According to the agricultural property watchdog SAFER, “a Chinese group” has acquired 1,700ha of prime tillage land in central France, exploiting a legal loophole to evade scrutiny.

The buyer encouraged French farmers to form limited companies and later bought a majority stake in the companies. Until recently, “there was no requirement to notify SAFER when acquiring stakes in companies,” a spokesperson for the agency told the Irish Farmers Journal. Recent legislation “has introduced it, but only if 100% of the company is sold”, they added.

This allows the transaction to go unnoticed, whereas straight land sales must be notified to SAFER, which has a right of first refusal and monitors land prices.

Petrol station equipment trader

Le Figaro newspaper named the Chinese buyer as Hongyang, a company previously known for trading petrol station equipment.
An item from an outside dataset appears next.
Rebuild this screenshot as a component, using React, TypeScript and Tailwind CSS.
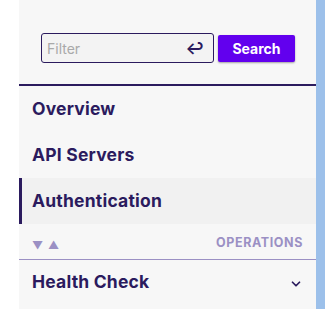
import { ChevronDown } from 'lucide-react';

const navItems = [
  { label: 'Overview', active: false },
  { label: 'API Servers', active: false },
  { label: 'Authentication', active: true },
];

export default function App() {
  return (
    <div className="flex w-[325px] h-[309px] bg-white overflow-hidden font-['Inter',sans-serif]">
      <div className="w-[19px] shrink-0 bg-white" />

      <div className="w-[297px] shrink-0 flex flex-col bg-[#f7f7f7]">
        {/* Search header */}
        <div className="flex items-center pl-[22px] pr-[21px] pt-[33px] pb-[21px] border-b-2 border-[#2b1b5e]">
          <div className="flex items-center w-[173px] h-[30px] rounded-[3px] border border-[#2b1b5e] bg-[#f3f3f3] px-[5px]">
            <span className="flex-1 text-[14px] text-[#a9a9a9]">Filter</span>
            <span className="text-[16px] leading-none font-bold text-[#2b1b5e] mr-[4px]">↩</span>
          </div>
          <button className="ml-[4px] w-[77px] h-[27px] rounded-[2px] bg-[#6200ee] text-white text-[14px] font-bold shadow-[0_1px_2px_rgba(0,0,0,0.35)]">
            Search
          </button>
        </div>

        {/* Nav */}
        {navItems.map((item) => (
          <div
            key={item.label}
            className={`flex items-center h-[46px] text-[17.5px] tracking-[0.2px] font-bold text-[#2b1b5e] ${
              item.active ? 'bg-[#f1f1f1] border-l-[3px] border-[#2b1b5e] pl-[10px]' : 'pl-[13px]'
            }`}
          >
            {item.label}
          </div>
        ))}

        {/* Operations header */}
        <div className="flex items-end justify-between h-[36px] pb-[6px] pl-[13px] pr-[13px] border-b border-[#9b90c4] text-[#9b90c4]">
          <span className="text-[11px] tracking-[5px]">▼▲</span>
          <span className="text-[12.5px] font-bold tracking-[0.6px]">OPERATIONS</span>
        </div>

        <div className="flex items-center justify-between h-[44px] pl-[13px] pr-[13px] text-[17.5px] tracking-[0.2px] font-bold text-[#2b1b5e]">
          <span>Health Check</span>
          <ChevronDown className="w-[14px] h-[14px] mt-[3px]" strokeWidth={3} />
        </div>
      </div>

      <div className="flex-1 bg-[#9cc0ea]" />
    </div>
  );
}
Le Figaro also reported that the land sold for €15,000/ha instead of a market price of €4,000/ha.

SAFER declined to confirm the identity of the buyer or the amount, but confirmed that the price paid was above market price. “This destabilises the land market and makes it inaccessible,” the agency’s spokesperson said.

Food sovereignty is in danger

SAFER added in a statement: “No farmer is due to start up on this land as the plan is to use salaried staff; no involvement in the community is possible at this scale, nor is any local trade envisaged as the production is destined to be exported.”

“This jeopardises the whole French agricultural model based on family farms,” the agency commented, adding that “food sovereignty is in danger”.